Architectural historian Howard Colvin has described the mineral-bedecked Agate Rooms as "some of the most exquisitely elegant interiors in 18th century Europe."

"The wealth they had is mind-blowing," says Mirren, still marveling about walking on "the same floor that Catherine would have walked on." Members of the court "would play cards, using diamonds as chips," she continues. "Then there was the unspeakable poverty. We show that, too."

Production designer Burton elaborates: "We were trying to contrast the world of the court with the reality of 1700s Russia. So you jump between this incredibly gilded world — Catherine's world, which is gold and glittery and ridiculously wealthy — and the grit and dirt of the serfs and the brutality of the battle scenes. It was an incredibly uneven society — and still is."
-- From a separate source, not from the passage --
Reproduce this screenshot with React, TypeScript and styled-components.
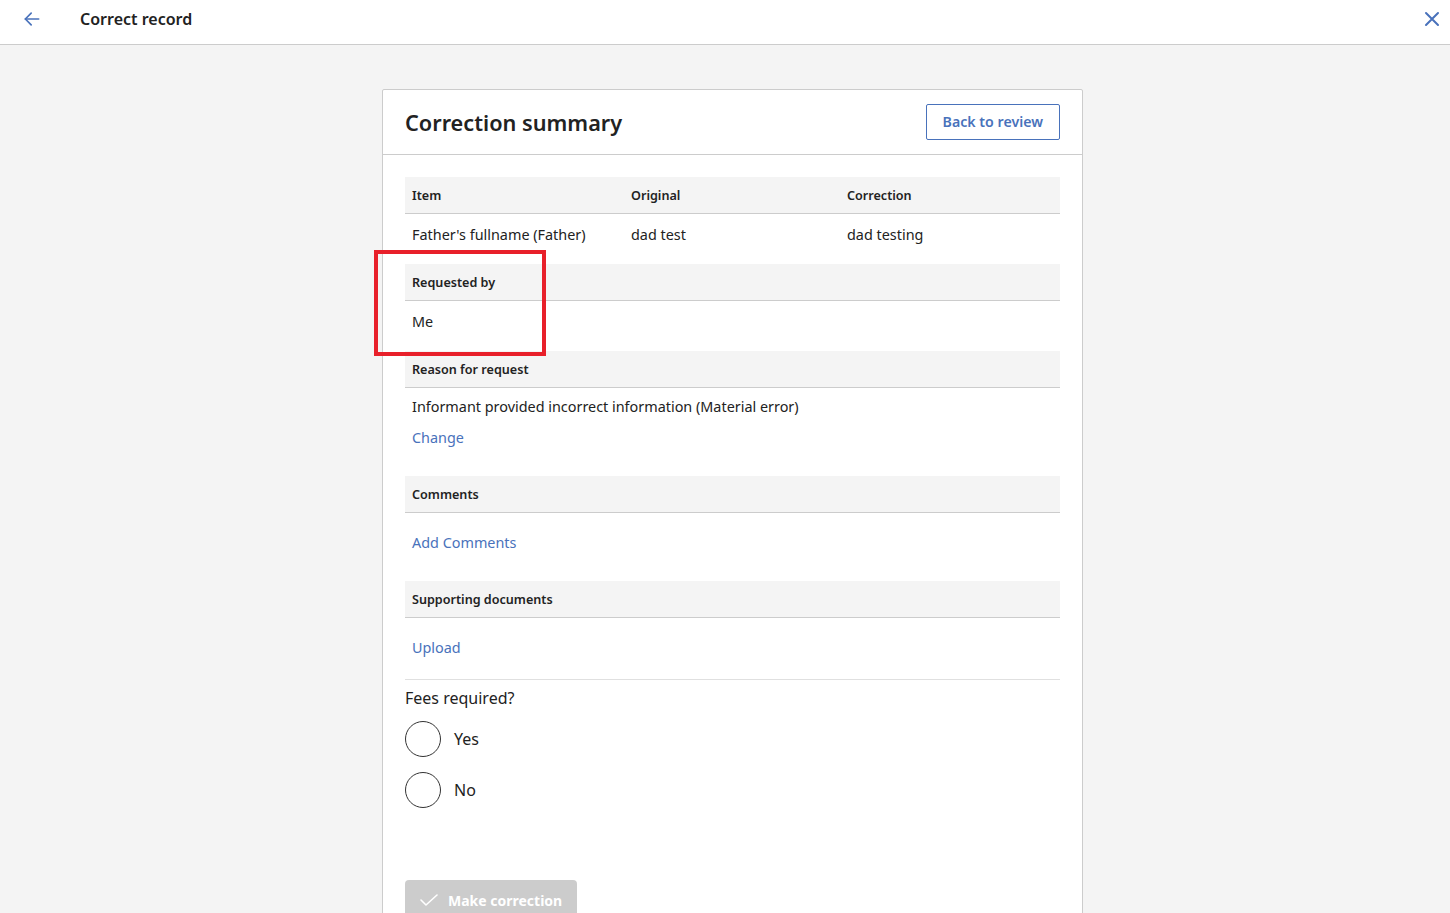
import React from "react";
import styled, { createGlobalStyle } from "styled-components";

const GlobalStyle = createGlobalStyle`
  html, body {
    margin: 0;
    padding: 0;
    background: #f4f4f4;
    font-family: "Noto Sans", "Open Sans", sans-serif;
    color: #222222;
  }
  * { box-sizing: border-box; }
`;

const blue = "#4972bb";

const Page = styled.div`
  min-height: 913px;
  background: #f4f4f4;
`;

const TopBar = styled.header`
  height: 45px;
  background: #ffffff;
  border-bottom: 1px solid #cccccc;
  display: flex;
  align-items: center;
  padding: 0 6px 6px 20px;
`;

const IconButton = styled.button`
  border: 0;
  background: transparent;
  padding: 0;
  width: 24px;
  height: 24px;
  display: flex;
  align-items: center;
  justify-content: center;
  color: ${blue};
  cursor: pointer;
`;

const TopTitle = styled.h1`
  margin: 0 0 0 36px;
  font-size: 16px;
  font-weight: 600;
  flex: 1;
`;

const Main = styled.main`
  display: flex;
  justify-content: center;
  padding-top: 44px;
`;

const Card = styled.section`
  position: relative;
  width: 701px;
  background: #ffffff;
  border: 1px solid #cccccc;
  border-radius: 2px;
  margin-left: 15px;
`;

const CardHeader = styled.div`
  height: 65px;
  border-bottom: 1px solid #cccccc;
  display: flex;
  align-items: center;
  justify-content: space-between;
  padding: 0 22px;
`;

const CardTitle = styled.h2`
  margin: 0;
  font-size: 21.7px;
  font-weight: 600;
`;

const OutlineButton = styled.button`
  height: 36px;
  padding: 0 16px;
  border: 1px solid ${blue};
  border-radius: 2px;
  background: #ffffff;
  color: ${blue};
  font-family: inherit;
  font-size: 14.2px;
  font-weight: 600;
  margin-top: -1px;
`;

const CardBody = styled.div`
  padding: 22px 22px 0;
`;

const Table = styled.div`
  display: grid;
  grid-template-columns: 219px 216px 1fr;
`;

const HeadCell = styled.div`
  height: 37px;
  background: #f4f4f4;
  border-bottom: 1px solid #cccccc;
  display: flex;
  align-items: center;
  padding: 0 7px;
  font-size: 12.6px;
  font-weight: 600;
`;

const Cell = styled.div`
  height: 50px;
  padding: 11px 7px 0;
  font-size: 14.4px;
  line-height: 20px;
`;

const Section = styled.div<{ $divider?: boolean }>`
  border-bottom: ${(p) => (p.$divider ? "1px solid #e0e0e0" : "0")};
`;

const SectionBody = styled.div<{ $pad: string }>`
  padding: ${(p) => p.$pad};
  display: flex;
  flex-direction: column;
  gap: 12px;
`;

const Text = styled.div`
  font-size: 14.4px;
  line-height: 19px;
`;

const LinkText = styled.a`
  color: ${blue};
  font-size: 14.4px;
  line-height: 19px;
  text-decoration: none;
  cursor: pointer;
`;

const Fees = styled.div`
  padding-top: 7px;
`;

const Legend = styled.div`
  font-size: 16px;
  line-height: 22px;
`;

const RadioRow = styled.label`
  display: flex;
  align-items: center;
  gap: 13px;
  margin-top: 12px;
  font-size: 16px;
  cursor: pointer;

  & + & {
    margin-top: 15px;
  }
`;

const RadioCircle = styled.span`
  width: 36px;
  height: 36px;
  border: 1.5px solid #333333;
  border-radius: 50%;
`;

const Footer = styled.div`
  padding: 72px 0 24px;
`;

const PrimaryButton = styled.button`
  height: 40px;
  padding: 0 15px;
  border: 0;
  border-radius: 4px;
  background: #cccccc;
  color: #ffffff;
  font-family: inherit;
  font-size: 14px;
  font-weight: 700;
  display: flex;
  align-items: center;
  gap: 10px;
`;

const Highlight = styled.div`
  position: absolute;
  left: -9px;
  top: 160px;
  width: 172px;
  height: 106px;
  border: 4px solid #e8202a;
  pointer-events: none;
`;

const ArrowLeft = () => (
  <svg width="20" height="20" viewBox="0 0 24 24" fill="none" stroke="currentColor" strokeWidth="2" strokeLinecap="round" strokeLinejoin="round">
    <path d="M20 12H4" />
    <path d="M11 5l-7 7 7 7" />
  </svg>
);

const CloseIcon = () => (
  <svg width="16" height="16" viewBox="0 0 16 16" fill="none" stroke="currentColor" strokeWidth="2" strokeLinecap="round">
    <path d="M2 2l12 12M14 2L2 14" />
  </svg>
);

const CheckIcon = () => (
  <svg width="18" height="14" viewBox="0 0 18 14" fill="none" stroke="currentColor" strokeWidth="1.6" strokeLinecap="round" strokeLinejoin="round">
    <path d="M1 7l5 5L17 2" />
  </svg>
);

export default function App() {
  return (
    <Page>
      <GlobalStyle />
      <TopBar>
        <IconButton aria-label="Back">
          <ArrowLeft />
        </IconButton>
        <TopTitle>Correct record</TopTitle>
        <IconButton aria-label="Close">
          <CloseIcon />
        </IconButton>
      </TopBar>
      <Main>
        <Card>
          <CardHeader>
            <CardTitle>Correction summary</CardTitle>
            <OutlineButton>Back to review</OutlineButton>
          </CardHeader>
          <CardBody>
            <Table>
              <HeadCell>Item</HeadCell>
              <HeadCell>Original</HeadCell>
              <HeadCell>Correction</HeadCell>
              <Cell>Father's fullname (Father)</Cell>
              <Cell>dad test</Cell>
              <Cell>dad testing</Cell>
            </Table>
            <Section>
              <HeadCell>Requested by</HeadCell>
              <Cell>Me</Cell>
            </Section>
            <Section>
              <HeadCell>Reason for request</HeadCell>
              <SectionBody $pad="9px 7px 29px">
                <Text>Informant provided incorrect information (Material error)</Text>
                <LinkText>Change</LinkText>
              </SectionBody>
            </Section>
            <Section>
              <HeadCell>Comments</HeadCell>
              <SectionBody $pad="20px 7px 29px">
                <LinkText>Add Comments</LinkText>
              </SectionBody>
            </Section>
            <Section $divider>
              <HeadCell>Supporting documents</HeadCell>
              <SectionBody $pad="20px 7px 22px">
                <LinkText>Upload</LinkText>
              </SectionBody>
            </Section>
            <Fees role="radiogroup">
              <Legend>Fees required?</Legend>
              <RadioRow>
                <RadioCircle />
                Yes
              </RadioRow>
              <RadioRow>
                <RadioCircle />
                No
              </RadioRow>
            </Fees>
            <Footer>
              <PrimaryButton disabled>
                <CheckIcon />
                Make correction
              </PrimaryButton>
            </Footer>
          </CardBody>
          <Highlight />
        </Card>
      </Main>
    </Page>
  );
}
"The nearest [modern] corollary to someone with her wealth and influence, just in terms of pure power, would be [Facebook chairman] Mark Zuckerberg," Mirren muses later. "It's pretty incomprehensible — because the wealth is incomprehensible."

But as Zuckerberg might acknowledge, with absolute power comes alienation. And in every one of Mirren's roles as a queen or a ruler, some of the most startling scenes have been of her standing alone.

"I think power must be terrifyingly lonely above all," she observes. "Especially in the world that these people lived in — Elizabeth I or Catherine — where they were surrounded by plots and intrigue, danger and death at any moment. They had to be so ahead of the game just to keep their position.

"Catherine, in particular… it's a miracle when you think about how the hell she held on to power. Elizabeth I, she had being a woman against her, but at least, she was a legitimate daughter of the king who had gone before. Catherine didn't even have that. She must have been incredibly smart at playing people."

Of course, Mirren is not bad at playing people herself. Especially the powerful ones.